— The problem —
Say how many lines include the word "index". Reply with nothing but the number.

— Raw data —
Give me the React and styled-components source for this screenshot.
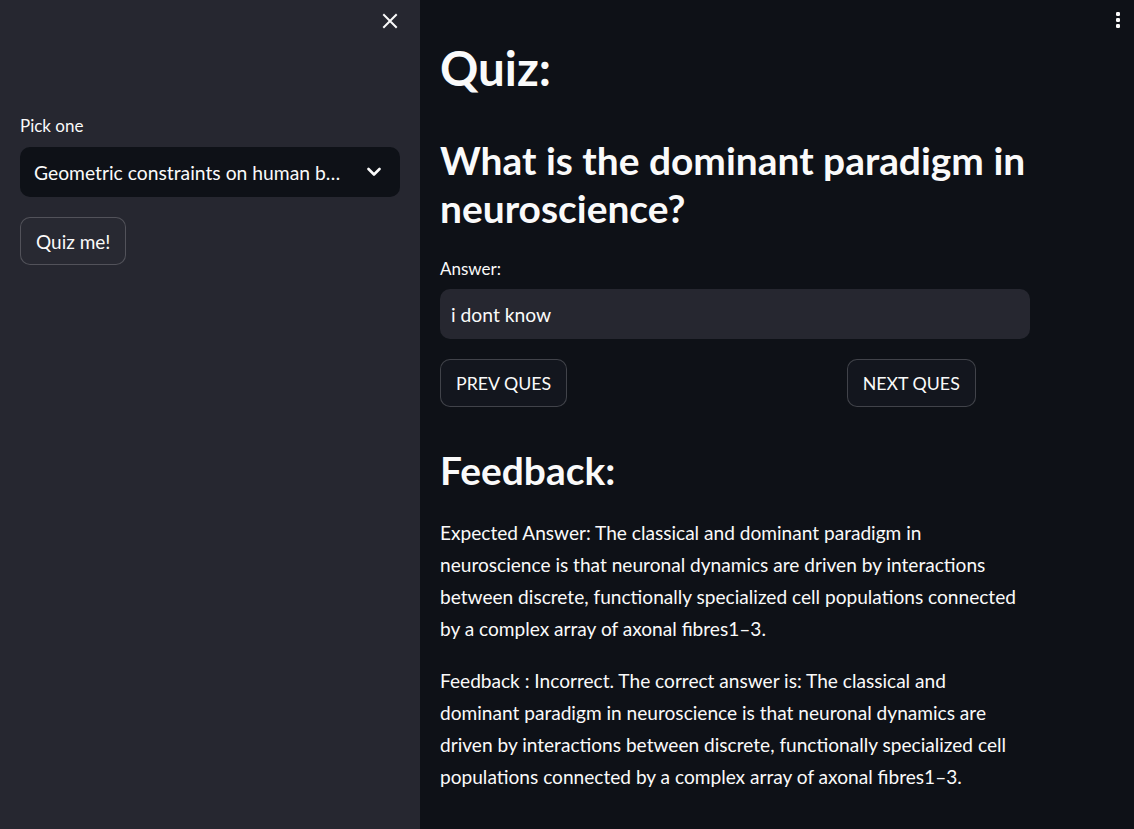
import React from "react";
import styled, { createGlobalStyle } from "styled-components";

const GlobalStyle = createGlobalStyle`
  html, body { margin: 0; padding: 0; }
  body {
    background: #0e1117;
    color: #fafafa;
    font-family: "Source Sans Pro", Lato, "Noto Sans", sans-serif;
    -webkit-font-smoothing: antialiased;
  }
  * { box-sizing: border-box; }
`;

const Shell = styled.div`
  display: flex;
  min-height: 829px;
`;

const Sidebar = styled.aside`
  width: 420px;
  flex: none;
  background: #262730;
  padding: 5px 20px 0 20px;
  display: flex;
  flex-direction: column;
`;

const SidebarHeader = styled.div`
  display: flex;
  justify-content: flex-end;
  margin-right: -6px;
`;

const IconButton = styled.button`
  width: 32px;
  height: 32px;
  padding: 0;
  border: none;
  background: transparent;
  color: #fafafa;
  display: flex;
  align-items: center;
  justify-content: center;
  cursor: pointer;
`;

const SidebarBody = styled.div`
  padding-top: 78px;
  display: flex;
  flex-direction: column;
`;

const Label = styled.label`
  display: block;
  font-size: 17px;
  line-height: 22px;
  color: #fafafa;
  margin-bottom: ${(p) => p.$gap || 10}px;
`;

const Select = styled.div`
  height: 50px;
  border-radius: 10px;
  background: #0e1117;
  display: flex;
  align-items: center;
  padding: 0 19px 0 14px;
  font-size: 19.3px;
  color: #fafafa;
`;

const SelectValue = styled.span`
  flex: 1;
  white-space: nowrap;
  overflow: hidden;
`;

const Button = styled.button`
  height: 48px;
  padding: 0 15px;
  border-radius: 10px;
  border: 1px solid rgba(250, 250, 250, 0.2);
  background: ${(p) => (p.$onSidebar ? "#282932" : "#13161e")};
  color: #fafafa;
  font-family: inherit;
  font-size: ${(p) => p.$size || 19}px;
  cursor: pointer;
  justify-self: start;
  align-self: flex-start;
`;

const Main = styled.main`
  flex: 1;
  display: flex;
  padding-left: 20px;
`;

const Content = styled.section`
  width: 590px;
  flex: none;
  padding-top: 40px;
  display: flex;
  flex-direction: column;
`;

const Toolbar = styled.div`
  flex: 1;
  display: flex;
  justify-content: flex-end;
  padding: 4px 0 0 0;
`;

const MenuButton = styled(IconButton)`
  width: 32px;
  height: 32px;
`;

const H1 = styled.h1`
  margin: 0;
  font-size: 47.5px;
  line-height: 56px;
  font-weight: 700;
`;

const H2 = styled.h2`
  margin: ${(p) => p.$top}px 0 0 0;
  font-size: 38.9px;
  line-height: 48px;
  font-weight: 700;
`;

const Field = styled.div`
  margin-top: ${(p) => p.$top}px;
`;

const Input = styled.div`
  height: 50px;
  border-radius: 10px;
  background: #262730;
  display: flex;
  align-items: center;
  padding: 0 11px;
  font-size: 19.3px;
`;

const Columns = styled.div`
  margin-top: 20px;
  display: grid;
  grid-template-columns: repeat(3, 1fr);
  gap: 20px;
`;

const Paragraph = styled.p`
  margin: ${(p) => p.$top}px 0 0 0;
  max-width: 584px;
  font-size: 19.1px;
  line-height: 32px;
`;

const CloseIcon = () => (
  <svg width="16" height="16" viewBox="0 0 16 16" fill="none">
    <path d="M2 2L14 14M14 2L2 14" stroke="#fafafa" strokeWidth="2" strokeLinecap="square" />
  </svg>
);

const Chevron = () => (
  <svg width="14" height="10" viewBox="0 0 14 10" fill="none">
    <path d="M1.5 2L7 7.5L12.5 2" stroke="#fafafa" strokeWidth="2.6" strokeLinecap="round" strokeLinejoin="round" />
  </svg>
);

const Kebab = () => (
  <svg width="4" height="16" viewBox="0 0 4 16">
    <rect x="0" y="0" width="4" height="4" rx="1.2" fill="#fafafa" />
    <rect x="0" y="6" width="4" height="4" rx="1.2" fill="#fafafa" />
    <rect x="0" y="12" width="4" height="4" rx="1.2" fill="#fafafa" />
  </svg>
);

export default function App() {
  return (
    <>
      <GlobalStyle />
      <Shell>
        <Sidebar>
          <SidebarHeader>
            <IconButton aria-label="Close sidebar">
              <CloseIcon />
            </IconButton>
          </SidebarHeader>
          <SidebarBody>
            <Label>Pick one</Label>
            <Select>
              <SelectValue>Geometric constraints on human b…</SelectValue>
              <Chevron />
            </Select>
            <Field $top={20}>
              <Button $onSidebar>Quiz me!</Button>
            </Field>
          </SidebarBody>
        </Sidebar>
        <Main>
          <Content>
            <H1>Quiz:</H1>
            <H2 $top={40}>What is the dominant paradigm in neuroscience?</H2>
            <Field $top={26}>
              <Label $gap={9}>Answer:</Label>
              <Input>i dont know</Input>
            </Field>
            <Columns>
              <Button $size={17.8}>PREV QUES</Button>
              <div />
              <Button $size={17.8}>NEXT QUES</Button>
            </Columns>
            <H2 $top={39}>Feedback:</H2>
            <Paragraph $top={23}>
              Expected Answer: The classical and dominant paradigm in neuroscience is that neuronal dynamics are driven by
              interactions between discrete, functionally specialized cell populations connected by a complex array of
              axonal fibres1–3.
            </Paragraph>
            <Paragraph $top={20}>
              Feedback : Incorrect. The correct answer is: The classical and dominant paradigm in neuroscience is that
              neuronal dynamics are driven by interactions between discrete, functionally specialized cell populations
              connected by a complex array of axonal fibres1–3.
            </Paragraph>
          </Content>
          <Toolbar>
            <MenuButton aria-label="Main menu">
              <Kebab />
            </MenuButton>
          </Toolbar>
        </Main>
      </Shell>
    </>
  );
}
* * *
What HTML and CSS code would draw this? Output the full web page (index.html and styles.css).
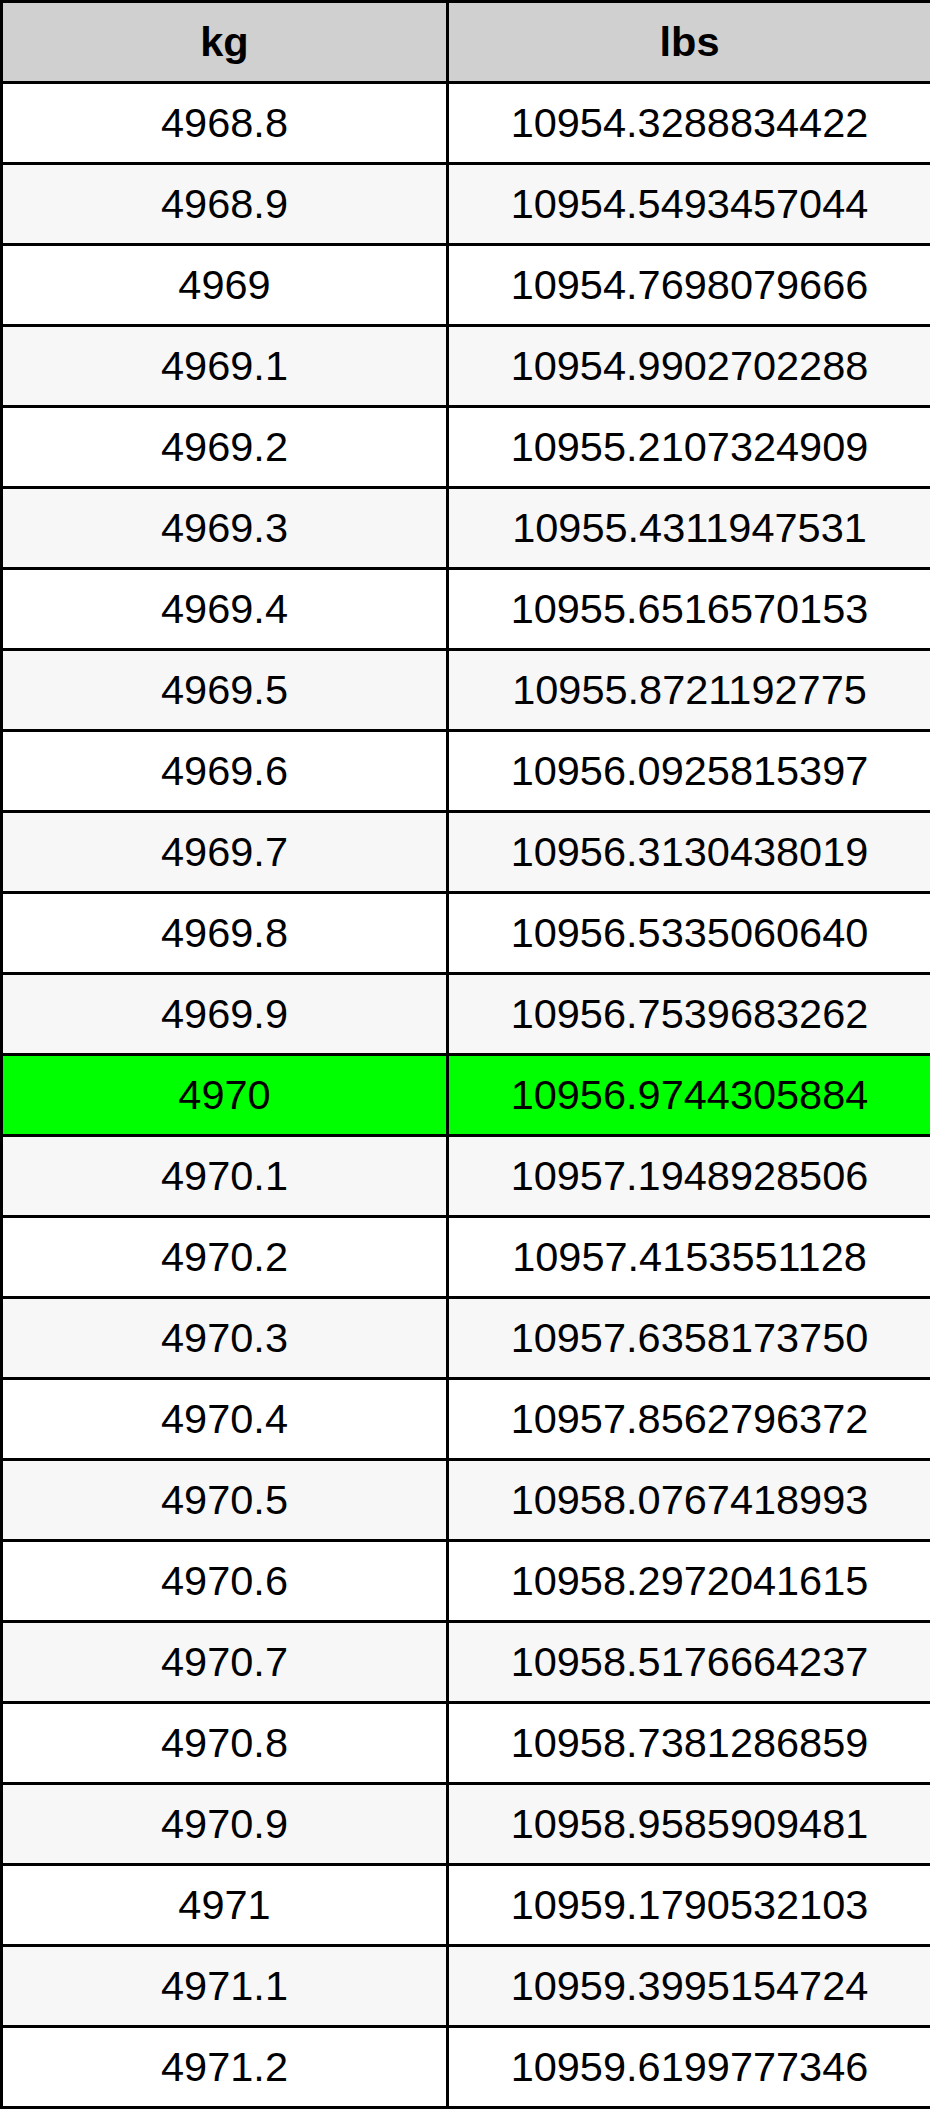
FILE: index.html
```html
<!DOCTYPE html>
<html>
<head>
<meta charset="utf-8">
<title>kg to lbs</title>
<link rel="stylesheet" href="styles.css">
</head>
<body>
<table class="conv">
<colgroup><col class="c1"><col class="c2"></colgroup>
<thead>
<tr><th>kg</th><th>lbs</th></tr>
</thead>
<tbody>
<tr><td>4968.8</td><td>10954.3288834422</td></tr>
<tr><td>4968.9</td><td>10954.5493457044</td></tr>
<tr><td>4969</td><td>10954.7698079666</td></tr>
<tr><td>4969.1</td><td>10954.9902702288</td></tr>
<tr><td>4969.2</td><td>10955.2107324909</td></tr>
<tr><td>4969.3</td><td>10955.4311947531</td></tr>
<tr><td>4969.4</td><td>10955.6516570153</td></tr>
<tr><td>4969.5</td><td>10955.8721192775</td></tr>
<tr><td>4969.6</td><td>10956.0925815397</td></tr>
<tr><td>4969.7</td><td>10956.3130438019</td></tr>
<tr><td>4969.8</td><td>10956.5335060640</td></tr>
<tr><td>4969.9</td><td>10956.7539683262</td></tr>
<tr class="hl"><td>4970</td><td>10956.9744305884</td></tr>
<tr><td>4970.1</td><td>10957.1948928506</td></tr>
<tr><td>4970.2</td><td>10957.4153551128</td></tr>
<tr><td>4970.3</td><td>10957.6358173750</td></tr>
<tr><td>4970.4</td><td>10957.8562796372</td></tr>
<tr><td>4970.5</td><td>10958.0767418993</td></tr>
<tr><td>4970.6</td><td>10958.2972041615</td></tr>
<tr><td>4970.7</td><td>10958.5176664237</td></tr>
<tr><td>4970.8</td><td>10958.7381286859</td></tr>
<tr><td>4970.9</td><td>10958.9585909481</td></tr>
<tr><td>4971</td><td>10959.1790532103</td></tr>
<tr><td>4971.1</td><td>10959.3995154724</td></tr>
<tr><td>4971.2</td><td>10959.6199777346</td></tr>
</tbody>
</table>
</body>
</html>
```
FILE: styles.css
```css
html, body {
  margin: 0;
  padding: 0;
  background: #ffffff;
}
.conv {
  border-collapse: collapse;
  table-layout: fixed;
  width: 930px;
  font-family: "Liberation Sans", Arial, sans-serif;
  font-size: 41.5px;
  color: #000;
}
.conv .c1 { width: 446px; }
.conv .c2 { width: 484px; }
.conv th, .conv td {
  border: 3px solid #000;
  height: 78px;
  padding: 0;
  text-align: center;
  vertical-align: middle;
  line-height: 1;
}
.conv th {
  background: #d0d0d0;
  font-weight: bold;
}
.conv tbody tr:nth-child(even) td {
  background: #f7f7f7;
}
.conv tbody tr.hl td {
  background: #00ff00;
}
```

— In response —
2